Aesthetic Disinterestedness
Author: Thomas Hilgers
Publisher: Routledge
Total Pages: 303
Release: 2016-12-01
ISBN-10: 9781317444886
ISBN-13: 1317444884
The notion of disinterestedness is often conceived of as antiquated or ideological. In spite of this, Hilgers argues that one cannot reject it if one wishes to understand the nature of art. He claims that an artwork typically asks a person to adopt a disinterested attitude towards what it shows, and that the effect of such an adoption is that it makes the person temporarily lose the sense of herself, while enabling her to gain a sense of the other. Due to an artwork’s particular wealth, multiperspectivity, and dialecticity, the engagement with it cannot culminate in the construction of world-views, but must initiate a process of self-critical thinking, which is a precondition of real self-determination.

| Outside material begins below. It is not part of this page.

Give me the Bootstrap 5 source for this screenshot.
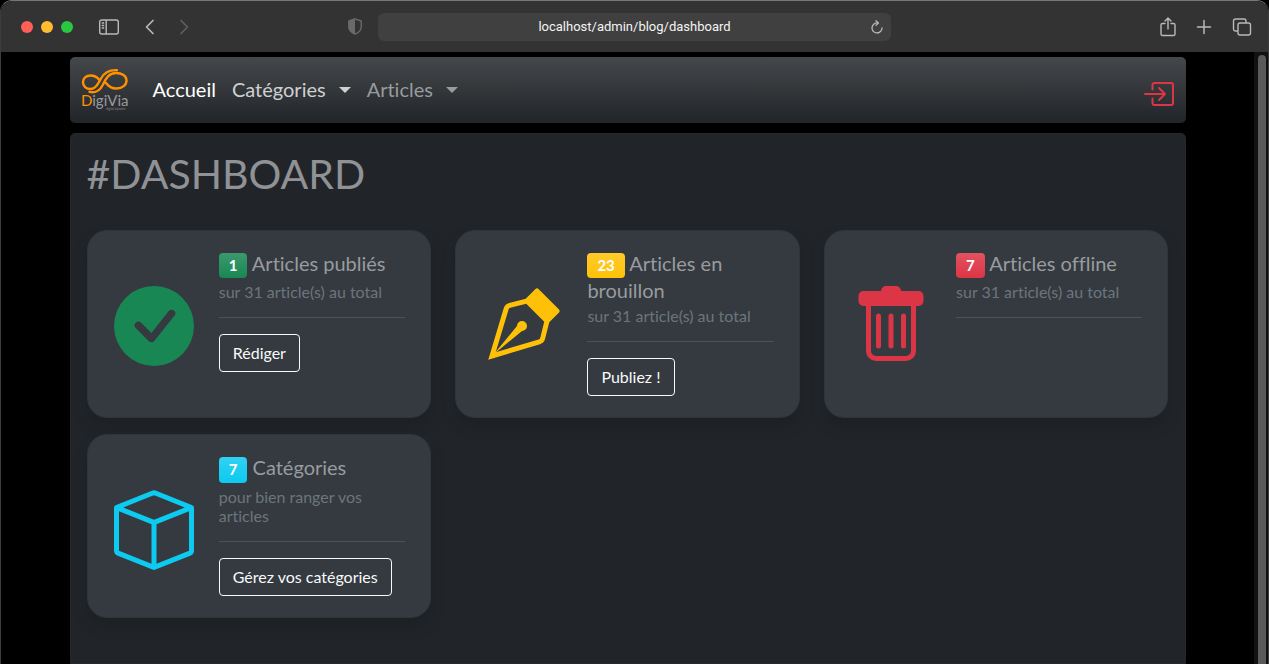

Ultimately, then, the aesthetic experience of art consists of a dynamic process of losing the sense of oneself, while gaining a sense of the other, and of achieving selfhood. In his book, Hilgers spells out the nature of this process by means of rethinking Kant’s and Schopenhauer’s aesthetic theories in light of more recent developments in philosophy–specifically in hermeneutics, critical theory, and analytic philosophy–and within the arts themselves–specifically within film and performance art.